Overall, the place was pretty clean right after the event, said Toni Wise, marketing and communications manager for the Fort Vancouver National Trust. Still, because it’s a national park, crews were out there working to make it look as good as it did July 3.
“We want to leave no trace … we want it to look like nothing happened there,” Wise said.
About 50 people were on site between 7 a.m. and noon cleaning up. A group of 25 students were on hand from the Woodland School District athletics program. They get a stipend from the Trust for doing the work. The Fort Vancouver Composite Squadron Civil Air Patrol also helped clean. Additionally the providers of the portable toilets, lights, and other infrastructure were on hand dismantling and removing their equipment.
This year the celebration got back to the basics of listening to music and watching fireworks and removed some of the fringe events and features of years past. If anecdotes on attendance and behavior are any matrices, the changes didn’t seem to really matter.
Wise said on Wednesday afternoon that staff was still tabulating the number of attendees at this year’s event, but attendance seemed to be up.

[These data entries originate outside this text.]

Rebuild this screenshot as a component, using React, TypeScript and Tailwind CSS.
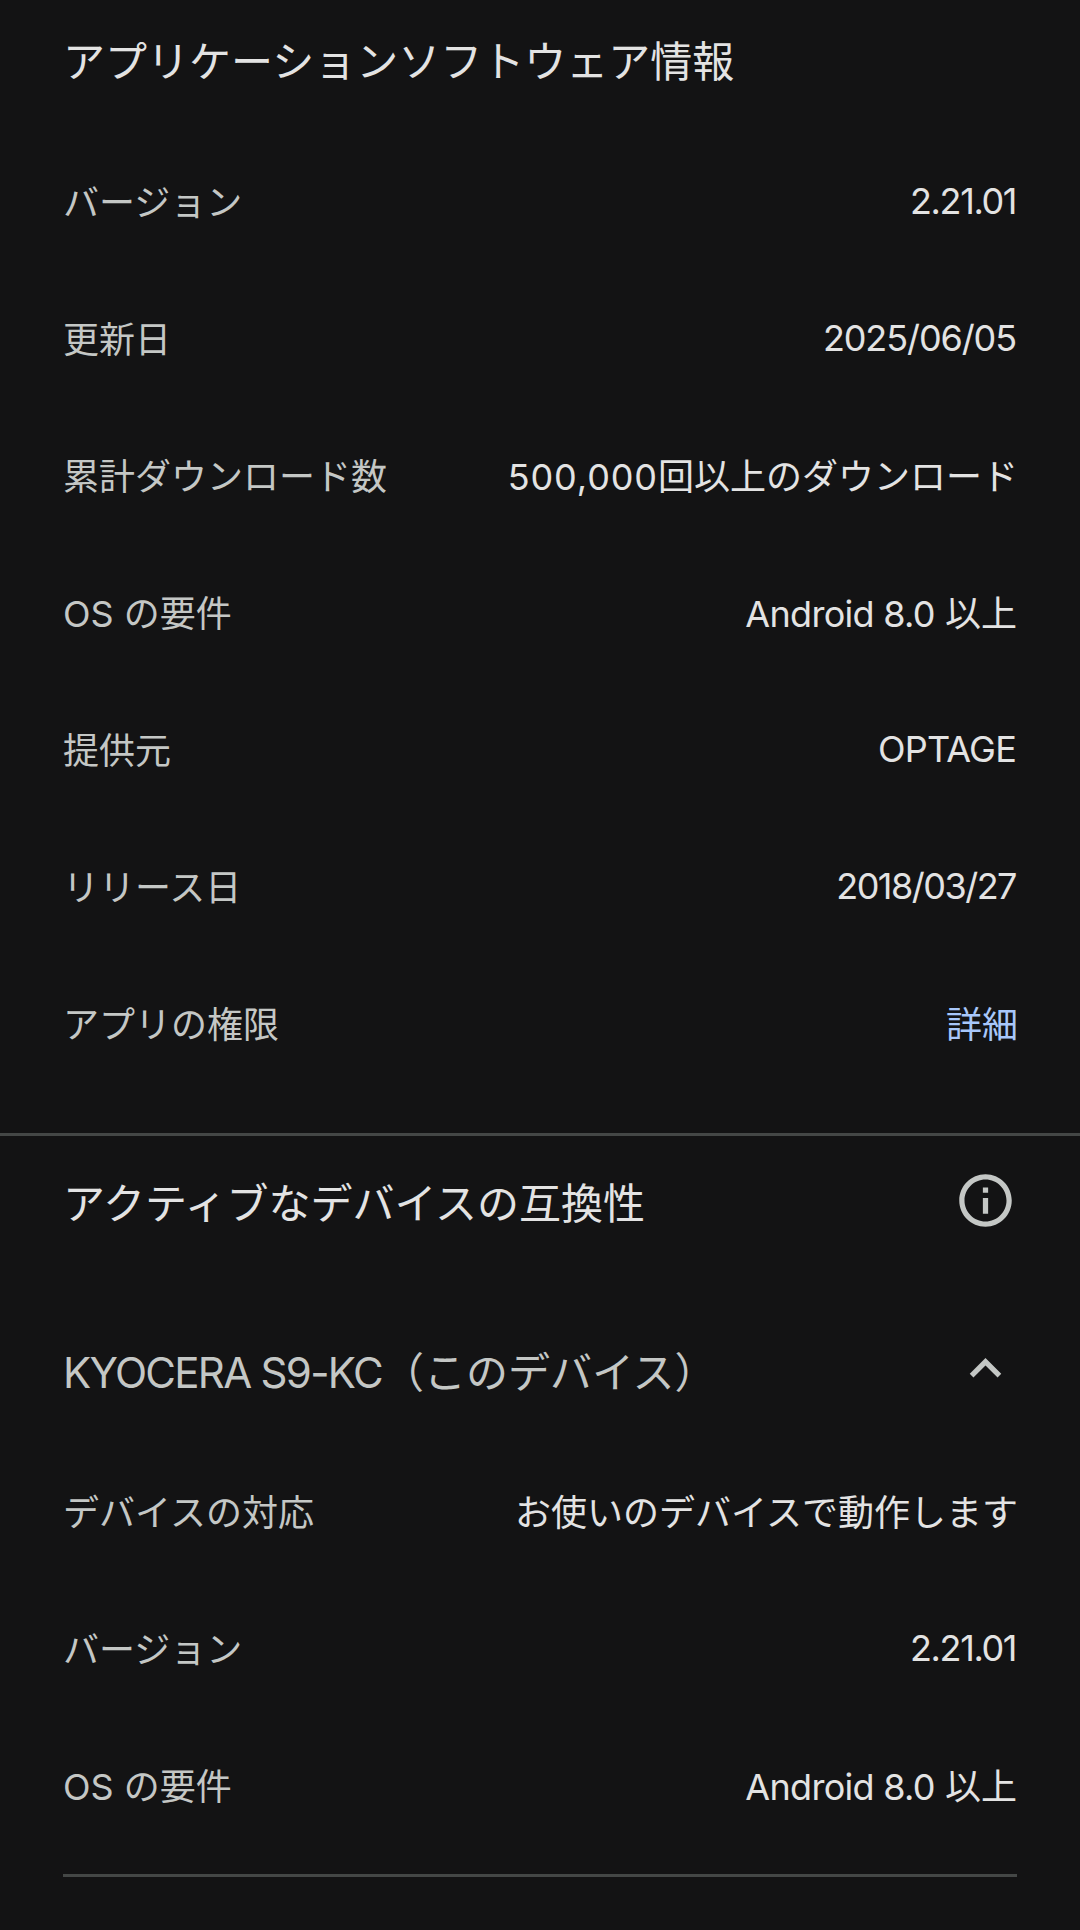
const font = 'font-["Inter","Noto_Sans_CJK_JP",sans-serif]';

type RowProps = { label: string; value: React.ReactNode; valueClass?: string; link?: boolean };

const Row = ({ label, value, valueClass = '', link }: RowProps) => (
  <div className="flex h-[137px] items-center justify-between pl-[63px] pr-16 pt-[2px] text-[36px]">
    <span className="text-[#c4c7c5]">{label}</span>
    <span className={`${link ? 'text-[#a8c7fa]' : 'text-[#e3e3e3]'} ${valueClass}`}>{value}</span>
  </div>
);

const AndroidReq = () => (
  <>
    <span className="tracking-[-0.7px]">Android 8.0</span> 以上
  </>
);

export default function App() {
  return (
    <div
      className={`h-[1930px] w-[1080px] overflow-hidden bg-[#131314] ${font}`}
    >
      <div className="flex h-[120px] items-center pl-[63px] pr-16 pt-[2px] text-[42px] text-[#e3e3e3]">
        アプリケーションソフトウェア情報
      </div>
      <div className="mt-[13px] pb-[41px]">
        <Row label="バージョン" value="2.21.01" valueClass="pb-[4px] tracking-[-1.4px]" />
        <Row label="更新日" value="2025/06/05" valueClass="pb-[4px] tracking-[-1.1px]" />
        <Row
          label="累計ダウンロード数"
          value={
            <>
              <span className="tracking-[0.9px]">500,000</span>回以上のダウンロード
            </>
          }
          valueClass="-mr-[2px]"
        />
        <Row label="OS の要件" value={<AndroidReq />} valueClass="-mr-[1px]" />
        <Row label="提供元" value="OPTAGE" valueClass="pb-[4px] tracking-[-0.8px]" />
        <Row label="リリース日" value="2018/03/27" valueClass="pb-[4px] tracking-[-1.5px]" />
        <Row label="アプリの権限" value="詳細" valueClass="-mr-[2px]" link />
      </div>
      <div className="h-[3px] bg-[#444746]" />

      <div className="flex h-[134px] items-center justify-between pl-[63px] pr-[63px] text-[42px] text-[#e3e3e3]">
        <span>アクティブなデバイスの互換性</span>
        <svg viewBox="0 0 24 24" className="mb-[6px] h-[63px] w-[63px] fill-[#c4c7c5]">
          <path d="M11 7h2v2h-2zm0 4h2v6h-2zm1-9C6.48 2 2 6.48 2 12s4.48 10 10 10 10-4.48 10-10S17.52 2 12 2zm0 18c-4.41 0-8-3.59-8-8s3.59-8 8-8 8 3.59 8 8-3.59 8-8 8z" />
        </svg>
      </div>
      <div className="mt-[34px] flex h-[137px] items-center justify-between pl-[63px] pr-[63px] text-[42px] text-[#c4c7c5]">
        <span>
          <span className="tracking-[-1.7px]">KYOCERA S9-KC</span>（このデバイス）
        </span>
        <svg viewBox="0 0 24 24" className="mb-[8px] h-[63px] w-[63px] fill-[#c4c7c5]">
          <path d="M12 8l-6 6 1.41 1.41L12 10.83l4.59 4.58L18 14z" />
        </svg>
      </div>
      <div className="mt-[2px]">
        <Row label="デバイスの対応" value="お使いのデバイスで動作します" valueClass="-mr-[2px]" />
        <Row label="バージョン" value="2.21.01" valueClass="pb-[4px] tracking-[-1.4px]" />
        <Row label="OS の要件" value={<AndroidReq />} valueClass="-mr-[1px]" />
      </div>
      <div className="mx-[63px] mt-5 h-[3px] bg-[#444746]" />
    </div>
  );
}
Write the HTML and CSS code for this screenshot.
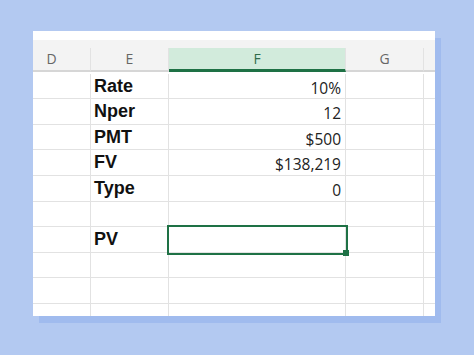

“It felt like there were more people this year than last year, but that’s completely anecdotal,” she said.
Volunteers counted people throughout the day, but she said there was a “major surge” at the gates just before the fireworks went off. One of her co-workers who was counting joked that he nearly wore his thumb out trying to count everyone that lined up at the gates.
“If you looked at the crowd around 7 p.m. it looked like there was plenty of space,” she said. “But by the time of the fireworks it was packed.”
In a typical year, the event attracts about 35,000 people, but the Trust expected about 10,000 additional visitors because this year admission was free and the city’s ban on personal fireworks went into effect.
More than 300 people volunteered and 35 vendors sold food and tchotchkes and four bands performed at this year’s Independence Day at Fort Vancouver.
The festivities also included more than 10,000 fireworks. Wise said the Trust will know in the next few days exactly how many people attended, and also how many donations came in to support the fireworks displays.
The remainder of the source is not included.